Friday, February 24, 2012

1914 White Thirty Roadster

1914 White Thirty Roadster

The White steam cars were catalogued until 1911, after which their entire production were changed to internal combustion engines beginning in 1910. Their engines had four-cylinders in L-head monoblock design with the cylinders cast in pairs. They were mated to a four-speed gearbox with an overdrive top ratio.
This car has a very innovative piece of technology that was very convenient during its day. It has an 18-volt starter/generator that serves as a self-starter and then automatically converts to a generator to recharge the batteries when the speed of the engine increases.

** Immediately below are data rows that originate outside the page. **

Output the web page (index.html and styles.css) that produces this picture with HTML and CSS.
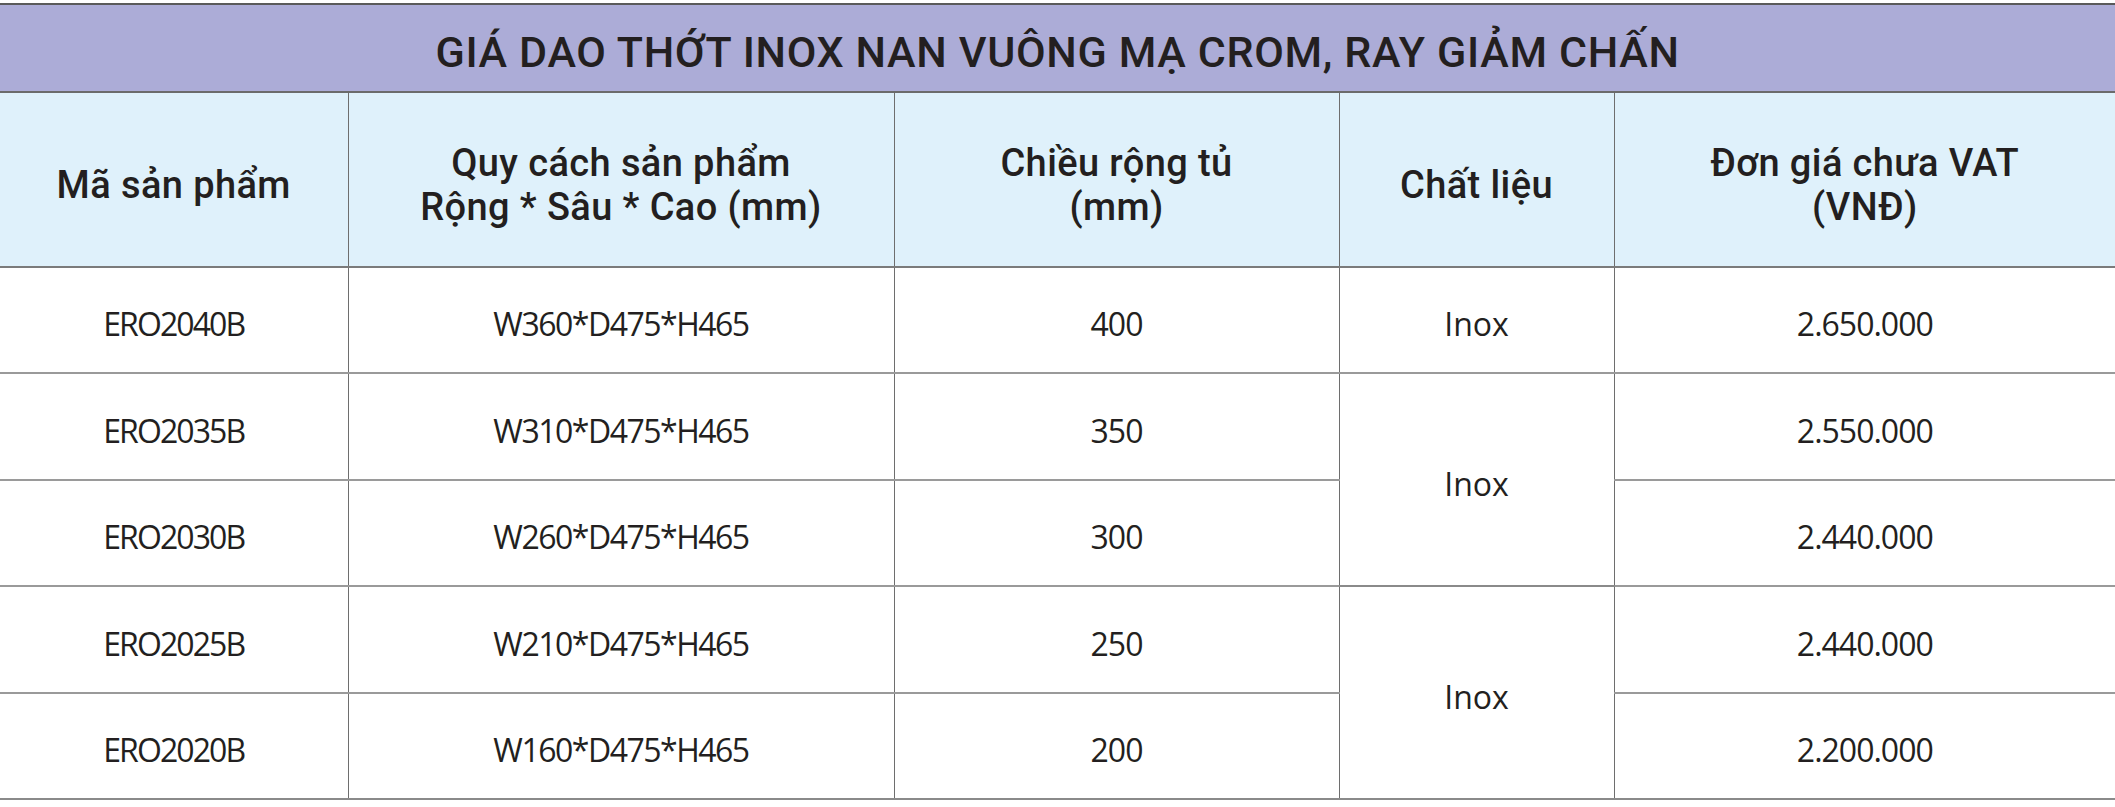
FILE: index.html
```html
<!DOCTYPE html>
<html lang="vi">
<head>
<meta charset="utf-8">
<title>Giá dao thớt inox nan vuông mạ crom</title>
<link rel="stylesheet" href="styles.css">
</head>
<body>
<div class="sheet">
  <table class="price-table">
    <colgroup>
      <col class="c-code">
      <col class="c-spec">
      <col class="c-width">
      <col class="c-mat">
      <col class="c-price">
    </colgroup>
    <thead>
      <tr class="title-row">
        <th colspan="5">GIÁ DAO THỚT INOX NAN VUÔNG MẠ CROM, RAY GIẢM CHẤN</th>
      </tr>
      <tr class="head-row">
        <th>Mã sản phẩm</th>
        <th>Quy cách sản phẩm<br>Rộng * Sâu * Cao (mm)</th>
        <th>Chiều rộng tủ<br>(mm)</th>
        <th>Chất liệu</th>
        <th>Đơn giá chưa VAT<br>(VNĐ)</th>
      </tr>
    </thead>
    <tbody>
      <tr class="r-a">
        <td class="code">ERO2040B</td>
        <td class="spec">W360*D475*H465</td>
        <td class="num">400</td>
        <td class="mat">Inox</td>
        <td class="num">2.650.000</td>
      </tr>
      <tr class="r-b">
        <td class="code">ERO2035B</td>
        <td class="spec">W310*D475*H465</td>
        <td class="num">350</td>
        <td class="mat" rowspan="2">Inox</td>
        <td class="num">2.550.000</td>
      </tr>
      <tr class="r-a">
        <td class="code">ERO2030B</td>
        <td class="spec">W260*D475*H465</td>
        <td class="num">300</td>
        <td class="num">2.440.000</td>
      </tr>
      <tr class="r-b">
        <td class="code">ERO2025B</td>
        <td class="spec">W210*D475*H465</td>
        <td class="num">250</td>
        <td class="mat" rowspan="2">Inox</td>
        <td class="num">2.440.000</td>
      </tr>
      <tr class="r-a">
        <td class="code">ERO2020B</td>
        <td class="spec">W160*D475*H465</td>
        <td class="num">200</td>
        <td class="num">2.200.000</td>
      </tr>
    </tbody>
  </table>
</div>
</body>
</html>
```

FILE: styles.css
```css
html, body {
  margin: 0;
  padding: 0;
  background: #ffffff;
}

.sheet {
  padding-top: 3px;
}

.price-table {
  width: 2115px;
  border-collapse: collapse;
  table-layout: fixed;
  color: #231f20;
}

.c-code { width: 348px; }
.c-spec { width: 546px; }
.c-width { width: 445px; }
.c-mat { width: 275px; }
.c-price { width: 501px; }

.title-row {
  height: 88px;
}

.title-row th {
  padding: 9px 0 0 0;
  background: #acacd7;
  border-top: 2px solid #5a5a5a;
  border-bottom: 2px solid #6b6b6b;
  font-family: Roboto, "Liberation Sans", Arial, sans-serif;
  font-weight: 500;
  font-size: 43px;
  letter-spacing: 0.65px;
  text-align: center;
  vertical-align: middle;
  line-height: 1;
}

.head-row {
  height: 175px;
}

.head-row th {
  padding: 10px 0 0 0;
  background: #dff1fb;
  border-bottom: 2px solid #7b7b7b;
  border-left: 1px solid #6e6e6e;
  font-family: Roboto, "Liberation Sans", Arial, sans-serif;
  font-weight: 500;
  font-size: 38px;
  letter-spacing: 0.4px;
  line-height: 44px;
  text-align: center;
  vertical-align: middle;
}

.head-row th:first-child {
  border-left: none;
}

.r-a { height: 106px; }
.r-b { height: 107px; }

tbody td {
  padding: 8px 0 0 0;
  border-bottom: 2px solid #9a9a9a;
  border-left: 1px solid #6e6e6e;
  font-family: "Open Sans", "Noto Sans", sans-serif;
  font-size: 32px;
  line-height: 40px;
  text-align: center;
  vertical-align: middle;
}

tbody tr:last-child td,
tbody td.mat[rowspan] {
  border-bottom-color: #8a8a8a;
}

tbody td.code {
  border-left: none;
  letter-spacing: -1.9px;
}

tbody td.num {
  letter-spacing: -1px;
}

tbody td.spec {
  letter-spacing: -1.5px;
}
```
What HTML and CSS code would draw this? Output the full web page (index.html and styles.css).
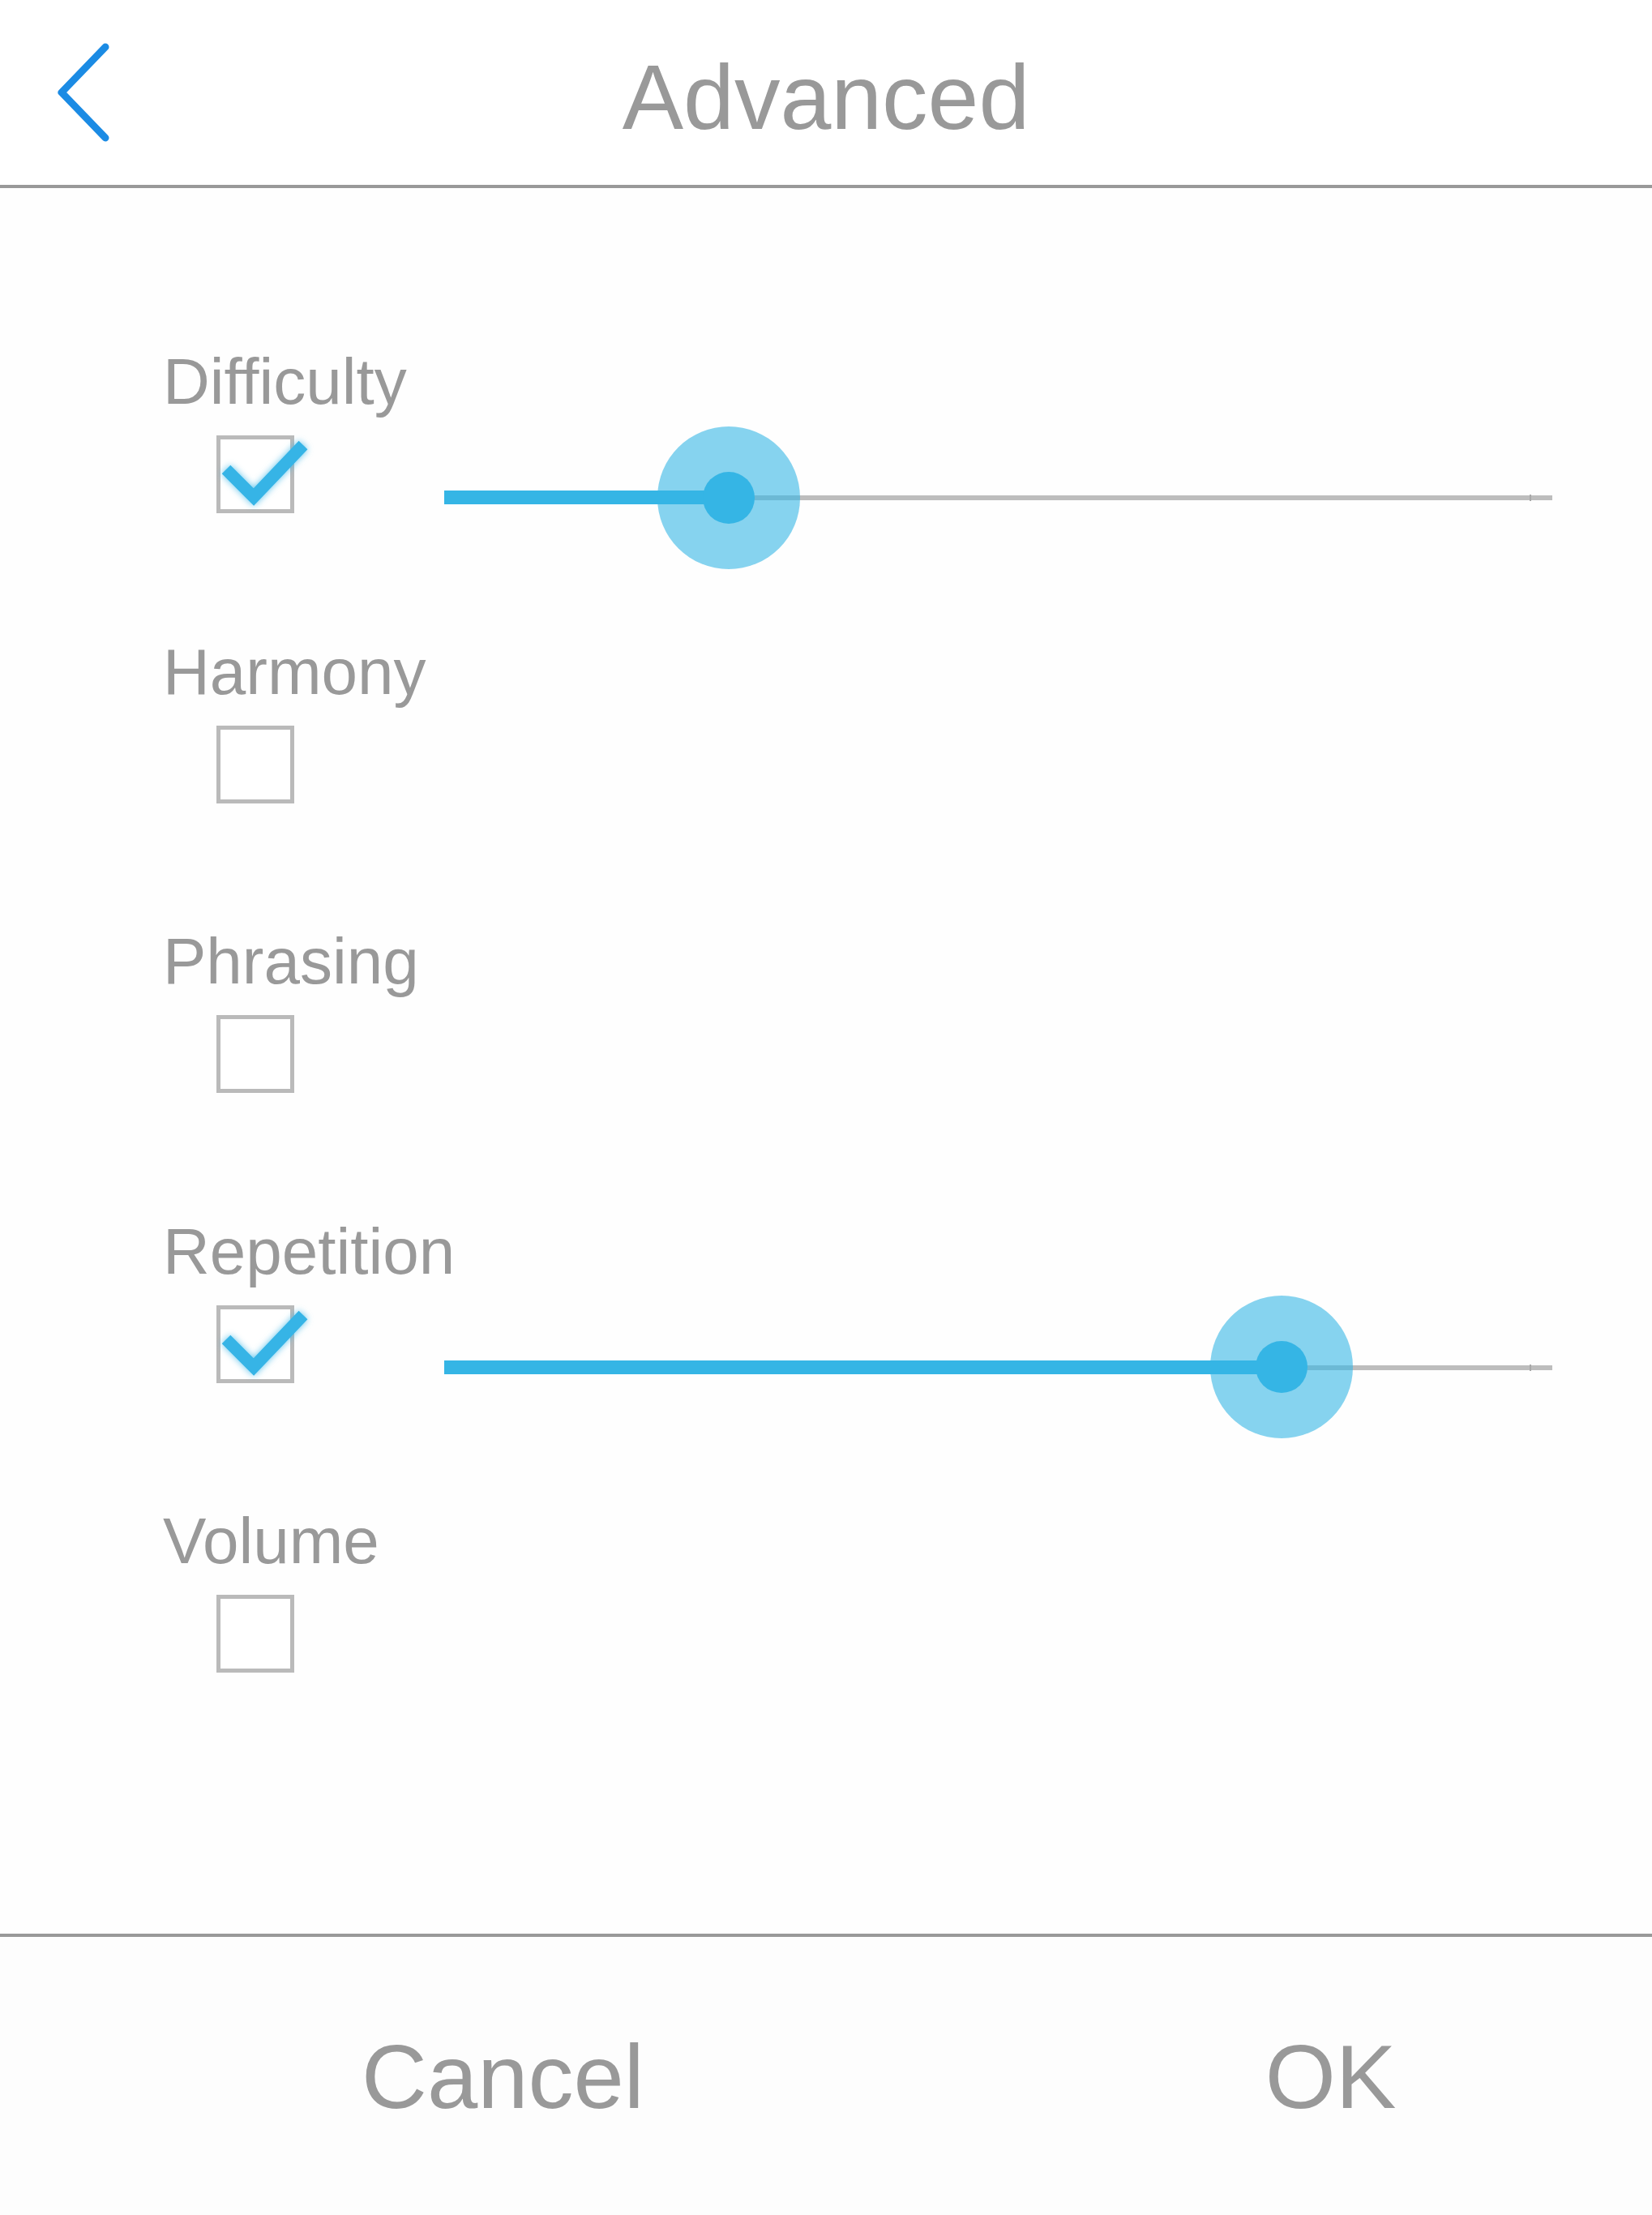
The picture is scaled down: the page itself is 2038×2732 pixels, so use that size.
FILE: index.html
```html
<!DOCTYPE html>
<html lang="en">
<head>
<meta charset="utf-8">
<title>Advanced</title>
<link rel="stylesheet" href="styles.css">
</head>
<body>
<div class="page">
  <header class="header">
    <button class="back" aria-label="Back">
      <svg class="back-icon" width="228" height="228" viewBox="0 0 228 228">
        <polyline points="130,58 76,114 130,170" fill="none" stroke="#1b8be4" stroke-width="9" stroke-linecap="round" stroke-linejoin="round"/>
      </svg>
    </button>
    <h1 class="title">Advanced</h1>
    <div class="spacer"></div>
  </header>

  <main class="content">
    <section class="row">
      <div class="label">Difficulty</div>
      <div class="controls">
        <div class="checkbox checked">
          <svg class="check" width="130" height="100" viewBox="0 0 130 100"><polyline points="12,42 46,76 107,12" fill="none" stroke="#36b4e6" stroke-width="15"/></svg>
        </div>
        <div class="slider">
          <div class="track"></div>
          <div class="tick"></div>
          <div class="fill" style="width:25.7%"></div>
          <div class="thumb" style="left:25.7%"><div class="thumb-core"></div></div>
        </div>
      </div>
    </section>

    <section class="row">
      <div class="label">Harmony</div>
      <div class="controls">
        <div class="checkbox"></div>
      </div>
    </section>

    <section class="row">
      <div class="label">Phrasing</div>
      <div class="controls">
        <div class="checkbox"></div>
      </div>
    </section>

    <section class="row">
      <div class="label">Repetition</div>
      <div class="controls">
        <div class="checkbox checked">
          <svg class="check" width="130" height="100" viewBox="0 0 130 100"><polyline points="12,42 46,76 107,12" fill="none" stroke="#36b4e6" stroke-width="15"/></svg>
        </div>
        <div class="slider">
          <div class="track"></div>
          <div class="tick"></div>
          <div class="fill" style="width:75.6%"></div>
          <div class="thumb" style="left:75.6%"><div class="thumb-core"></div></div>
        </div>
      </div>
    </section>

    <section class="row">
      <div class="label">Volume</div>
      <div class="controls">
        <div class="checkbox"></div>
      </div>
    </section>
  </main>

  <footer class="footer">
    <button class="btn btn-cancel">Cancel</button>
    <button class="btn btn-ok">OK</button>
  </footer>
</div>
</body>
</html>
```

FILE: styles.css
```css
* { box-sizing: border-box; }

html, body {
  margin: 0;
  padding: 0;
  background: #fefefe;
}

body {
  font-family: "Liberation Sans", Arial, Helvetica, sans-serif;
  color: #999999;
}

.page {
  width: 2038px;
  height: 2732px;
  display: flex;
  flex-direction: column;
}

.header {
  height: 232px;
  flex: none;
  display: grid;
  grid-template-columns: 228px 1fr 228px;
  background: #ffffff;
  border-bottom: 4px solid #999999;
}

.back {
  width: 228px;
  height: 228px;
  padding: 0;
  margin: 0;
  border: 0;
  background: transparent;
  display: block;
}

.back-icon { display: block; }

.title {
  margin: 0;
  padding-top: 12px;
  font-size: 113px;
  line-height: 216px;
  font-weight: normal;
  text-align: center;
  color: #999999;
}

.content {
  flex: 1;
  padding: 199px 0 0 201px;
  display: flex;
  flex-direction: column;
  gap: 155.5px;
}

.row {
  display: flex;
  flex-direction: column;
  gap: 26px;
}

.label {
  font-size: 80px;
  line-height: 80px;
  color: #999999;
}

.controls {
  display: flex;
  align-items: flex-start;
  padding-left: 66px;
  height: 96px;
}

.checkbox {
  position: relative;
  width: 96px;
  height: 96px;
  flex: none;
  border: 5px solid #bababa;
  background: #ffffff;
}

.check {
  position: absolute;
  left: -5px;
  top: -5px;
  overflow: visible;
  filter: drop-shadow(0 0 4px rgba(54, 180, 230, 0.8));
}

.slider {
  position: relative;
  margin-left: 185px;
  margin-top: 68px;
  width: 1367px;
  height: 17px;
  flex: none;
}

.track {
  position: absolute;
  left: 0;
  right: 0;
  top: 6px;
  height: 6px;
  background: #bdbdbd;
}

.tick {
  position: absolute;
  left: 1339px;
  top: 5px;
  width: 2px;
  height: 8px;
  background: #a8a8a8;
}

.fill {
  position: absolute;
  left: 0;
  top: 0;
  height: 17px;
  background: #35b5e5;
}

.thumb {
  position: absolute;
  top: 8.5px;
  width: 176px;
  height: 176px;
  margin-left: -88px;
  margin-top: -88px;
  border-radius: 50%;
  background: rgba(53, 181, 229, 0.6);
  display: flex;
  align-items: center;
  justify-content: center;
}

.thumb-core {
  width: 64px;
  height: 64px;
  border-radius: 50%;
  background: #35b5e5;
}

.footer {
  height: 347px;
  flex: none;
  border-top: 4px solid #999999;
  background: #fdfdfd;
  display: flex;
  align-items: stretch;
  padding-top: 3px;
}

.btn {
  margin: 0;
  padding: 0;
  border: 0;
  background: transparent;
  font-family: "Liberation Sans", Arial, Helvetica, sans-serif;
  font-size: 112px;
  line-height: 340px;
  color: #999999;
}

.btn-cancel { margin-left: 446px; }
.btn-ok { margin-left: 766px; }
```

The car can cruise comfortably at speed of 50 mph. If a flat tire occurs or if they need more air, there is a gearbox-driven compressor used to inflate the Non-Skid tires on the road. Also having dual rear spares, windshield spotlight, Stewart speedometer, tool box and a intregal trunk.
This White is also ready for touring or a Sunday afternoon drive. It keeps up with modern day traffic along with excellent braking capabilities. Odds are you won’t see another on the road or at a car show. This roadster is as beautiful as it is unique!

Sunday, February 19, 2012

1912 Ford Model-T Speedster

For those first owners who wanted excitement and sporting fun in 1912, a Model T Ford was an easy conversion to a Speedster, much as the case with many cars of the period. Driving a Model T is always an experience, but the added wind-in-the-face Speedster brings more smiles per mile than many faster, but also more complicated classics.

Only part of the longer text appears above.